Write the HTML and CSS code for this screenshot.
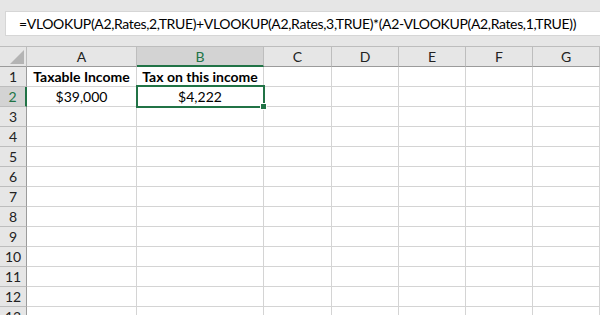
FILE: index.html
```html
<!DOCTYPE html>
<html lang="en">
<head>
    <meta charset="UTF-8">
    <title>VLOOKUP Tax Rates</title>
    <link rel="stylesheet" href="styles.css">
</head>
<body>

<div class="toolbar">
    <div class="formula-bar">=VLOOKUP(A2,Rates,2,TRUE)+VLOOKUP(A2,Rates,3,TRUE)*(A2-VLOOKUP(A2,Rates,1,TRUE))</div>
</div>

<div class="sheet">
    <div class="hdr corner"><span class="triangle"></span></div>
    <div class="hdr col">A</div>
    <div class="hdr col active-col">B</div>
    <div class="hdr col">C</div>
    <div class="hdr col">D</div>
    <div class="hdr col">E</div>
    <div class="hdr col">F</div>
    <div class="hdr col">G</div>

    <div class="hdr row">1</div>
    <div class="cell bold">Taxable Income</div>
    <div class="cell bold">Tax on this income</div>
    <div class="cell"></div><div class="cell"></div><div class="cell"></div><div class="cell"></div><div class="cell"></div>

    <div class="hdr row active-row">2</div>
    <div class="cell">$39,000</div>
    <div class="cell selected">$4,222<span class="handle"></span></div>
    <div class="cell"></div><div class="cell"></div><div class="cell"></div><div class="cell"></div><div class="cell"></div>
</div>

<script>
    // add the empty rows 3 to 13
    var sheet = document.querySelector('.sheet');
    for (var r = 3; r <= 13; r++) {
        var head = document.createElement('div');
        head.className = 'hdr row';
        head.textContent = r;
        sheet.appendChild(head);
        for (var c = 0; c < 7; c++) {
            var cell = document.createElement('div');
            cell.className = 'cell';
            sheet.appendChild(cell);
        }
    }
</script>

</body>
</html>
```

FILE: styles.css
```css
body {
    margin: 0;
    background-color: #e6e6e6;
    font-family: Lato, "Liberation Sans", sans-serif;
    color: #000;
    height: 315px;
    overflow: hidden;
}
.toolbar {
    padding: 11px 0 10px 5px;
}
.formula-bar {
    height: 25px;
    box-sizing: border-box;
    background: #fff;
    border: 1px solid #d6d6d6;
    border-right: none;
    padding-left: 13px;
    font-size: 14px;
    letter-spacing: -0.35px;
    line-height: 23px;
    white-space: nowrap;
    overflow: hidden;
}
.sheet {
    display: grid;
    grid-template-columns: 27px 110px 127px 68px 67px 67px 67px 67px;
    grid-auto-rows: 20px;
    grid-template-rows: 21px;
    background: #fff;
}
.hdr {
    background: #e6e6e6;
    box-sizing: border-box;
    border-right: 1px solid #bdbdbd;
    border-bottom: 1px solid #bdbdbd;
    font-size: 14px;
    color: #222;
    display: flex;
    align-items: center;
    justify-content: center;
}
.col {
    border-top: 1px solid #bdbdbd;
    border-bottom-color: #9b9b9b;
}
.corner {
    border-top: 1px solid #bdbdbd;
    border-bottom-color: #9b9b9b;
    position: relative;
}
.triangle {
    position: absolute;
    right: 2px;
    bottom: 2px;
    width: 0;
    height: 0;
    border-left: 14px solid transparent;
    border-bottom: 14px solid #b4b4b4;
}
.row {
    border-right-color: #9b9b9b;
}
.active-col {
    background: #d3d3d3;
    color: #217346;
    border-bottom: 2px solid #217346;
}
.active-row {
    background: #d3d3d3;
    color: #217346;
    border-right: 2px solid #217346;
}
.cell {
    box-sizing: border-box;
    border-right: 1px solid #d4d4d4;
    border-bottom: 1px solid #d4d4d4;
    font-size: 14px;
    text-align: center;
    line-height: 19px;
    white-space: nowrap;
}
.bold {
    font-weight: bold;
}
.selected {
    position: relative;
}
.selected::after {
    content: "";
    position: absolute;
    top: -2px;
    left: -1px;
    right: -2px;
    bottom: -2px;
    border: 2px solid #217346;
}
.handle {
    position: absolute;
    right: -4px;
    bottom: -4px;
    width: 5px;
    height: 5px;
    background: #217346;
    border: 1px solid #fff;
    z-index: 1;
}
```
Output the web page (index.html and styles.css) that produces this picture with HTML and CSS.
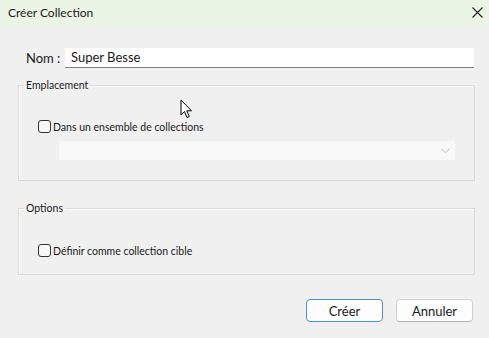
FILE: index.html
```html
<!DOCTYPE html>
<html>
<head>
<meta charset="utf-8">
<link rel="stylesheet" href="styles.css">
</head>
<body>
	<div class="titlebar">
		<span class="title">Créer Collection</span>
		<svg class="close" width="11" height="11" viewBox="0 0 11 11"><path d="M0.5 0.5 L10.5 10.5 M10.5 0.5 L0.5 10.5" stroke="#222" stroke-width="1.1"/></svg>
	</div>

	<div class="content">
		<div class="name-row">
			<label class="name-label">Nom :</label>
			<div class="name-input">Super Besse</div>
		</div>

		<fieldset class="group">
			<legend>Emplacement</legend>
			<div class="check-row first">
				<span class="box"></span>
				<span>Dans un ensemble de collections</span>
			</div>
			<div class="combo">
				<svg width="9" height="6" viewBox="0 0 9 6"><path d="M0.5 0.8 L4.5 4.8 L8.5 0.8" fill="none" stroke="#b8b8b8" stroke-width="1"/></svg>
			</div>
		</fieldset>

		<fieldset class="group options">
			<legend>Options</legend>
			<div class="check-row">
				<span class="box"></span>
				<span>Définir comme collection cible</span>
			</div>
		</fieldset>

		<div class="buttons">
			<div class="btn default">Créer</div>
			<div class="btn">Annuler</div>
		</div>
	</div>

	<svg class="cursor" width="13" height="20" viewBox="0 0 13 20"><path d="M1 1 L1 16 L4.5 12.5 L7 18.5 L9.3 17.5 L6.8 11.8 L11.5 11.8 Z" fill="#fff" stroke="#000" stroke-width="1" stroke-linejoin="round"/></svg>
</body>
</html>
```

FILE: styles.css
```css
* {
  box-sizing: border-box;
}

body {
  margin: 0;
  width: 489px;
  height: 338px;
  background: #f0f0f0;
  font-family: Lato, "Noto Sans", sans-serif;
  font-size: 12px;
  color: #1a1a1a;
  position: relative;
  overflow: hidden;
}

.titlebar {
  height: 27px;
  background: #ebf5e5;
  display: flex;
  align-items: center;
  justify-content: space-between;
  padding: 0 6px 0 8px;
}

.title {
  margin-top: -3px;
}

.close {
  margin-top: -3px;
}

.content {
  padding: 21px 15px 0 18px;
}

.name-row {
  display: flex;
  align-items: center;
  height: 20px;
}

.name-label {
  width: 47px;
  padding-left: 8px;
  font-size: 13px;
}

.name-input {
  flex: 1;
  height: 20px;
  background: #fff;
  border-bottom: 1px solid #808080;
  padding: 1px 0 0 6px;
  font-size: 13px;
}

.group {
  margin: 10px 0 0 0;
  width: 457px;
  padding: 0 19px 20px 19px;
  border: 1px solid #dadada;
  box-shadow: inset 1px 1px #fbfbfb;
  font-size: 10.5px;
}

.group legend {
  padding: 0 2px;
  margin-left: -14px;
  line-height: 14px;
  height: 14px;
}

.check-row {
  display: flex;
  align-items: center;
  gap: 2px;
  height: 13px;
  margin-top: 28px;
}

.box {
  width: 13px;
  height: 13px;
  border: 1px solid #333;
  border-radius: 3px;
  background: #f7f7f7;
}

.combo {
  margin: 8px 0 0 21px;
  height: 19px;
  background: #f9f9f9;
  display: flex;
  align-items: center;
  justify-content: flex-end;
  padding-right: 5px;
}

.options {
  margin-top: 20px;
  padding-bottom: 17px;
}

.options .check-row {
  margin-top: 29px;
}

.buttons {
  display: flex;
  justify-content: flex-end;
  gap: 13px;
  margin-top: 24px;
  padding-right: 1px;
}

.btn {
  width: 77px;
  height: 23px;
  border: 1px solid #d0d0d0;
  border-bottom-color: #b5b5b5;
  border-radius: 4px;
  background: #fdfdfd;
  display: flex;
  align-items: center;
  justify-content: center;
  font-size: 13px;
}

.btn.default {
  border: 1px solid #4e91c9;
}

.cursor {
  position: absolute;
  left: 180px;
  top: 99px;
}
```
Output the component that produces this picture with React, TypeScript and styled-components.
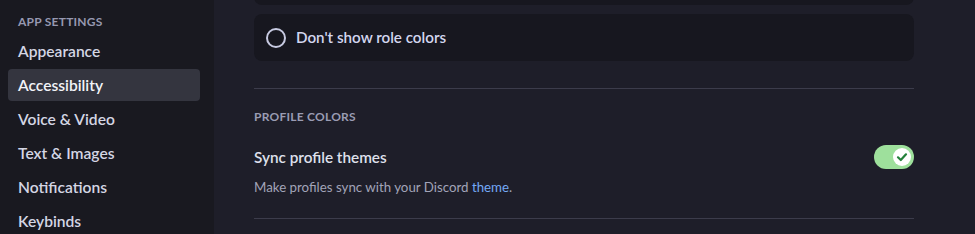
import React from 'react';
import styled, { createGlobalStyle, css } from 'styled-components';

const GlobalStyle = createGlobalStyle`
  * { box-sizing: border-box; }
  html, body { margin: 0; padding: 0; background: #1e1e29; }
  body {
    font-family: Lato, "Noto Sans", sans-serif;
    -webkit-font-smoothing: antialiased;
  }
`;

const navItems = [
  'Appearance',
  'Accessibility',
  'Voice & Video',
  'Text & Images',
  'Notifications',
  'Keybinds',
];

const App = () => {
  return (
    <>
      <GlobalStyle />
      <Layout>
        <Sidebar>
          <SidebarHeader>App Settings</SidebarHeader>
          {navItems.map((item) => (
            <NavItem key={item} selected={item === 'Accessibility'}>
              {item}
            </NavItem>
          ))}
        </Sidebar>
        <Content>
          <Scroller>
            <Card height={45} />
            <Card>
              <RadioRow>
                <RadioCircle />
                <RadioLabel>Don&apos;t show role colors</RadioLabel>
              </RadioRow>
            </Card>
            <Divider />
            <SectionTitle>Profile Colors</SectionTitle>
            <SettingRow>
              <SettingTitle>Sync profile themes</SettingTitle>
              <Toggle>
                <Knob>
                  <svg width="12" height="12" viewBox="0 0 12 12">
                    <path
                      d="M2 6.3 L4.8 9 L10 3.3"
                      fill="none"
                      stroke="#23813a"
                      strokeWidth="2.2"
                      strokeLinecap="round"
                      strokeLinejoin="round"
                    />
                  </svg>
                </Knob>
              </Toggle>
            </SettingRow>
            <Description>
              Make profiles sync with your Discord <Link>theme</Link>.
            </Description>
            <Divider bottom />
          </Scroller>
        </Content>
      </Layout>
    </>
  );
};

export default App;

const Layout = styled.div`
  display: flex;
  width: 975px;
  height: 234px;
  overflow: hidden;
`;

const Sidebar = styled.nav`
  width: 214px;
  flex-shrink: 0;
  background: #191920;
  padding: 14px 14px 0 8px;
  display: flex;
  flex-direction: column;
  gap: 2px;
`;

const SidebarHeader = styled.div`
  flex-shrink: 0;
  padding: 0 10px;
  margin-bottom: 3px;
  font-size: 12px;
  line-height: 16px;
  font-weight: 700;
  text-transform: uppercase;
  letter-spacing: 0.02em;
  color: #9698b0;
`;

const NavItem = styled.div<{ selected?: boolean }>`
  flex-shrink: 0;
  height: 32px;
  padding: 0 10px;
  display: flex;
  align-items: center;
  border-radius: 4px;
  font-size: 15.6px;
  font-weight: 600;
  color: #d4d6e4;
  ${(props) =>
    props.selected &&
    css`
      background: #34353f;
      color: #f2f3f8;
    `}
`;

const Content = styled.main`
  flex: 1;
  padding: 0 61px 0 40px;
  overflow: hidden;
`;

const Scroller = styled.div`
  margin-top: -40px;
  display: flex;
  flex-direction: column;
`;

const Card = styled.div<{ height?: number }>`
  flex-shrink: 0;
  background: #17171f;
  border-radius: 8px;
  margin-bottom: 9px;
  ${(props) =>
    props.height &&
    css`
      height: ${props.height}px;
    `}
`;

const RadioRow = styled.div`
  height: 47px;
  display: flex;
  align-items: center;
  padding: 0 12px;
  gap: 10px;
`;

const RadioCircle = styled.div`
  width: 20px;
  height: 20px;
  border-radius: 50%;
  border: 2px solid #c8cbe2;
`;

const RadioLabel = styled.span`
  font-size: 15.2px;
  font-weight: 600;
  color: #d3d6ef;
  margin-bottom: 1px;
`;

const Divider = styled.div<{ bottom?: boolean }>`
  flex-shrink: 0;
  height: 1px;
  background: #3c3c4b;
  margin-top: ${(props) => (props.bottom ? '21px' : '18px')};
`;

const SectionTitle = styled.h2`
  margin: 20px 0 0;
  font-size: 12px;
  line-height: 16px;
  font-weight: 700;
  text-transform: uppercase;
  letter-spacing: 0.02em;
  color: #9a9cb3;
`;

const SettingRow = styled.div`
  margin-top: 20px;
  height: 24px;
  display: flex;
  align-items: center;
  justify-content: space-between;
`;

const SettingTitle = styled.span`
  font-size: 15.3px;
  font-weight: 600;
  color: #dfe0ec;
`;

const Toggle = styled.div`
  width: 40px;
  height: 24px;
  border-radius: 12px;
  background: #9ee09c;
  display: flex;
  align-items: center;
  justify-content: flex-end;
  padding: 0 3px;
`;

const Knob = styled.div`
  width: 18px;
  height: 18px;
  border-radius: 50%;
  background: #ffffff;
  display: flex;
  align-items: center;
  justify-content: center;
`;

const Description = styled.p`
  margin: 8px 0 0;
  font-size: 13.3px;
  line-height: 20px;
  color: #a2a4b8;
`;

const Link = styled.span`
  color: #74a9f6;
`;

○ ○ ○ ○ ○ ○ ○

REQUIREMENT → State how many lines include the string "React". Give no other information.

REPLY TO THE EXERCISE → 2